Kıbrıs Cumhuriyeti’nde yayın yapan Politis gazetesi dün manşetinden yayınladığı “yorum – haber”de Rum Yönetimi’nin 50 yıldır Kıbrıs sorunuyla ilgili çelişkili bir politika izlediğini öne sürdü… Ve beş adet çelişki sıraladı.
-*-*-
Gazeteye göre 5 çelişki hem Kıbrıs Rum tarafının müzakere olanağını zayıflatıyor hem de itibarını zedeliyor…
-*-*-
Politis’in sıraladığı Bu beş çelişki şöyle:
-*-*-
1-Ankara’nın işine gelen fiili durum, Kıbrıs için tehlikeli bir durum ise Kıbrıslı Rumlar olarak neden buna güveniyoruz?
-*-*-
2-Bir savaşta Türkiye’yi yenemeyeceksek neden başka ülkelere güvenliğimiz için garanti edilmeden kolaylıklar sağlayarak sürekli güç mesajları gönderiyoruz?
-*-*-
3-Kıbrıs Rum malı gaspçılarının tutuklanması mülkiyet meselesini çözüme mi götürüyor yoksa Kıbrıs sorununun çözümünü ve göçmenlerin mallarının iadesini daha da uzaklaştırıyor mu?
-*-*-
4-Doğal gaz çözüm bulunmasında katalizör ise o zaman neden daha iyi şartlar kazanmak için doğal gazı masaya koymuyoruz? AB’ye doğru boru hatları politikası aracılığıyla ne kazandık?
-*-*-
5-Türkiye Avrupa’ya üyelik için yeniden diyaloğa girmek istiyor. Acaba onu her türlü diyaloğun dışında bırakarak daha fazlasını başarabilir miyiz yoksa farklı bir diplomasi mi gerekli?
-*-*-
Çok doğru saptamalar!
-*-*-
Gelin, çok kısa bir şekilde, beş çelişkiyi soru kabul edelim ve “daha iyi anlayabilmek” adına bazı yorumlar – yapalım, yanıtlar verelim:
-*-*-
1 – Çözümsüzlük Türkiye’nin işine geliyor ama Politis’ten anladığım, Rum Yönetimi’nin de işine geliyor ve çözüm için doğru çaba harcanmıyor.
-*-*-
2 – Kıbrıs Cumhuriyeti’nin silahlanması veya yabancılara üs sağlaması, hiçbir şekilde çözüme hizmet etmiyor…
-*-*-
3 – Yüzde yüz doğru bir saptama; Şimon Aykut veya öteki emlakçıların tutuklanmış olması, kesinlikle çözüme hizmet etmiyor haliyle Rumların mülklerine olan mesafeyi artırmaktan başka bir moka yaramıyor!
-*-*-
4 – Çağır Türkiye’yi masaya… Konuş doğal gaz meselesini; işte en kısa yol Karpaz’dan Türkiye sahiline; çek boruyu, bitsin bu çile!
-*-*-
5 – Ve en doğru hareket; Türkiye’yi AB’ye yakınlaştırmak için yoğun çaba harcamak hatta lobiciliğini bile üstlenmektir!
-*-*-
Tufan Erhürman geçtiğimiz gün düzenlediği basın toplantısında, seçildikten sonraki ilk yüz gün yapacaklarını anlattı…
Ekibi henüz hazır değil…
Ama eminim müzakere heyeti konusunda kafasında bazı isimler mutlaka vardır…

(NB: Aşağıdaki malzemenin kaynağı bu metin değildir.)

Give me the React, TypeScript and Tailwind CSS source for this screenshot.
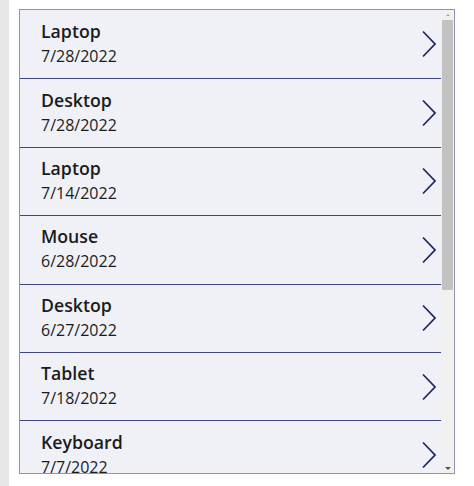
import React from "react";

const items = [
  { name: "Laptop", date: "7/28/2022" },
  { name: "Desktop", date: "7/28/2022" },
  { name: "Laptop", date: "7/14/2022" },
  { name: "Mouse", date: "6/28/2022" },
  { name: "Desktop", date: "6/27/2022" },
  { name: "Tablet", date: "7/18/2022" },
  { name: "Keyboard", date: "7/7/2022" },
];

function Chevron() {
  return (
    <svg width="16" height="28" viewBox="0 0 16 28" className="shrink-0">
      <path d="M2 1.5 L14 14 L2 26.5" fill="none" stroke="#1f2a63" strokeWidth="1.8" />
    </svg>
  );
}

export default function App() {
  return (
    <div
      className="flex w-[474px] h-[486px] bg-white"
      style={{ fontFamily: '"Open Sans", "Noto Sans", sans-serif' }}
    >
      <div className="w-[9px] h-full bg-[#e6e6e6]" />
      <div className="pl-[10px] pt-[9px]">
        <div className="relative flex w-[436px] h-[465px] border border-[#8e93b6] bg-[#eff1f7] overflow-hidden">
          <div className="flex-1 flex flex-col">
            {items.map((it, i) => (
              <div
                key={i}
                className={`flex items-center shrink-0 h-[68.4px] pl-[21px] pr-[4px] ${
                  i > 0 ? "border-t border-[#3d4682]" : ""
                }`}
              >
                <div className="flex-1 flex flex-col text-[#1b1b1b] -mt-[2px]">
                  <span className="text-[17.7px] font-semibold leading-[25px]">{it.name}</span>
                  <span className="text-[16px] leading-[24px]">{it.date}</span>
                </div>
                <Chevron />
              </div>
            ))}
          </div>
          <div className="w-[13px] h-full bg-[#f1f1f1] flex flex-col items-center">
            <div className="h-[10px] flex items-center justify-center">
              <div className="w-0 h-0 border-l-[2px] border-r-[2px] border-b-[2px] border-l-transparent border-r-transparent border-b-[#a3a3a3]" />
            </div>
            <div className="w-[11px] h-[270px] bg-[#c2c2c2]" />
            <div className="flex-1" />
            <div className="h-[10px] flex items-center justify-center">
              <div className="w-0 h-0 border-l-[3px] border-r-[3px] border-t-[3px] border-l-transparent border-r-transparent border-t-[#505050]" />
            </div>
          </div>
        </div>
      </div>
    </div>
  );
}
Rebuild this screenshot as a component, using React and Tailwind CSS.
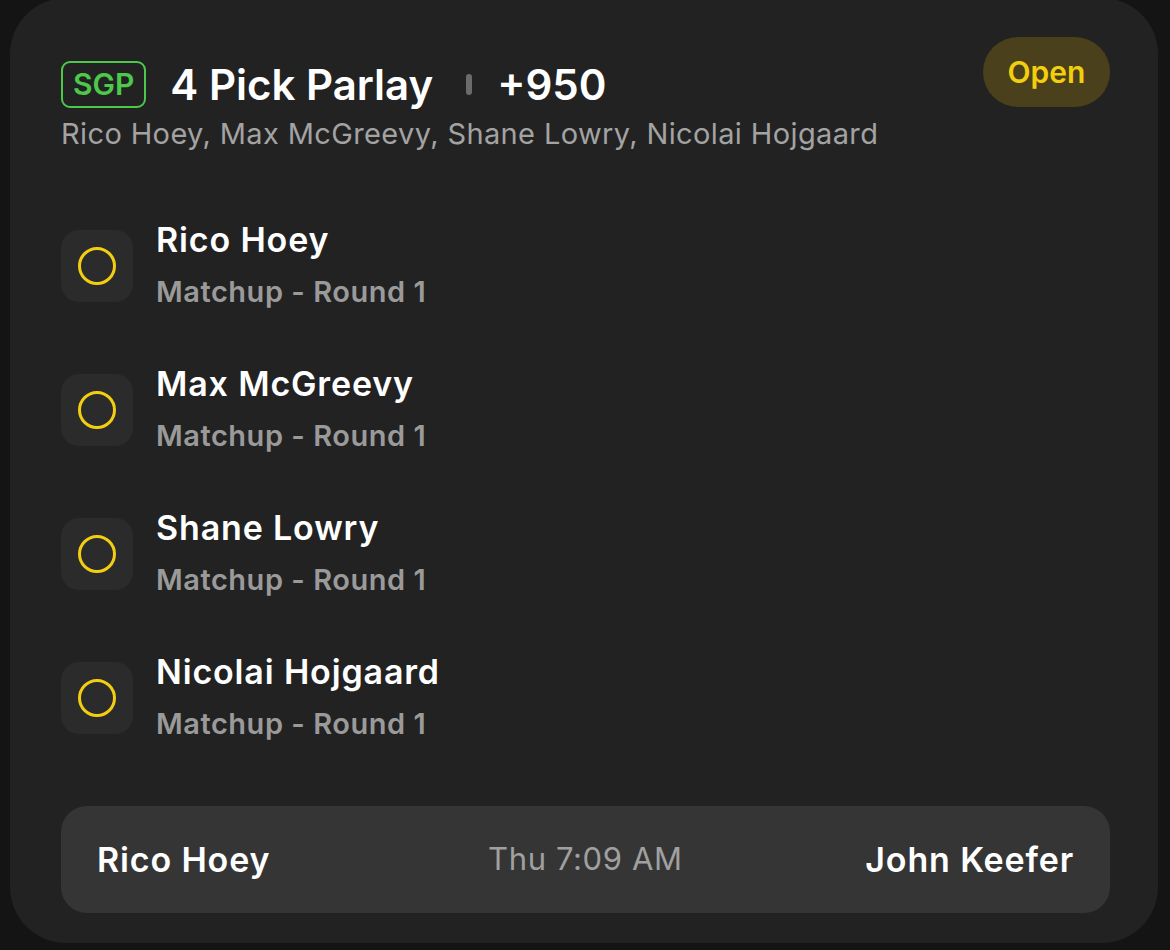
const legs = [
    { name: 'Rico Hoey', market: 'Matchup - Round 1' },
    { name: 'Max McGreevy', market: 'Matchup - Round 1' },
    { name: 'Shane Lowry', market: 'Matchup - Round 1' },
    { name: 'Nicolai Hojgaard', market: 'Matchup - Round 1' },
];

function LegRow({ name, market }) {
    return (
        <div className="flex items-center">
            <div className="w-[72px] h-[72px] rounded-[18px] bg-[#2b2b2b] flex items-center justify-center shrink-0">
                <div className="w-[38px] h-[38px] rounded-full border-[3px] border-[#f2cd12]" />
            </div>
            <div className="ml-[23px] flex flex-col gap-[16px]">
                <div className="text-[34px] leading-[36px] font-semibold tracking-[0.025em] text-white">{name}</div>
                <div className="text-[29px] leading-[36px] font-semibold tracking-[0.018em] text-[#9a9a9a]">{market}</div>
            </div>
        </div>
    );
}

export default function App() {
    return (
        <div
            className="min-h-[950px] w-[1170px] bg-[#141414] overflow-hidden"
            style={{ fontFamily: 'Inter, "Noto Sans", sans-serif' }}
        >
            <div className="ml-[10px] w-[1148px] h-[945px] -mt-[2px] rounded-[56px] bg-[#222222] pt-[39px] pl-[51px] pr-[48px]">
                <div className="flex justify-between items-start">
                    <div className="pt-[24px]">
                        <div className="flex items-center h-[47px]">
                            <div className="h-[47px] px-[10px] rounded-[9px] border-2 border-[#4cc94a] text-[#4cc94a] text-[30px] font-semibold flex items-center">
                                SGP
                            </div>
                            <div className="ml-[24px] text-[42px] font-semibold text-white leading-none">4 Pick Parlay</div>
                            <div className="ml-[33px] w-[6px] h-[21px] rounded-full bg-[#6b6b6b]" />
                            <div className="ml-[25px] text-[42px] font-semibold text-white leading-none">+950</div>
                        </div>
                        <div className="mt-[8px] text-[29px] leading-[36px] tracking-[0.013em] text-[#a3a3a3]">
                            Rico Hoey, Max McGreevy, Shane Lowry, Nicolai Hojgaard
                        </div>
                    </div>
                    <div className="h-[70px] w-[127px] rounded-full bg-[#4a401b] flex items-center justify-center text-[30px] font-semibold text-[#f2cf0e]">
                        Open
                    </div>
                </div>

                <div className="mt-[70px] flex flex-col gap-[56px]">
                    {legs.map((leg) => (
                        <LegRow key={leg.name} name={leg.name} market={leg.market} />
                    ))}
                </div>

                <div className="mt-[64px] h-[107px] rounded-[26px] bg-[#353535] px-[36px] flex items-center justify-between">
                    <div className="text-[34px] font-semibold tracking-[0.025em] text-white">Rico Hoey</div>
                    <div className="text-[31px] tracking-[0.02em] text-[#a0a0a0] ml-[35px]">Thu 7:09 AM</div>
                    <div className="text-[34px] font-semibold tracking-[0.025em] text-white">John Keefer</div>
                </div>
            </div>
        </div>
    );
}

Şimdiden Politis’in yazdıklarını bir kenara not etsinler; önümüzdeki sürecin yol haritası içerisinde bu başlıklar çok değerli virajlar olacak!

Fotoğraftaki tablo, geçtiğimiz Nisan ayında bazı ülkelerin enflasyon rakamlarını gösteriyor… KKTC “tanınmış” bir devlet olmuş olsaydı, şu anda Arjantin ve Türkiye, ardımızda nal topluyor olacaktı! İşin “şaka” kısmı bir yana; bu gidişat, Türkiye açısından iyi bir gidişat değildir… Fakirleşmedir, açlıktır ve devletin zayıflamasıdır… Zayıf devlet; uluslararası platformlarda at süremez; sürse bile şaha kaldıramaz! Bilmem anlatabildim mi?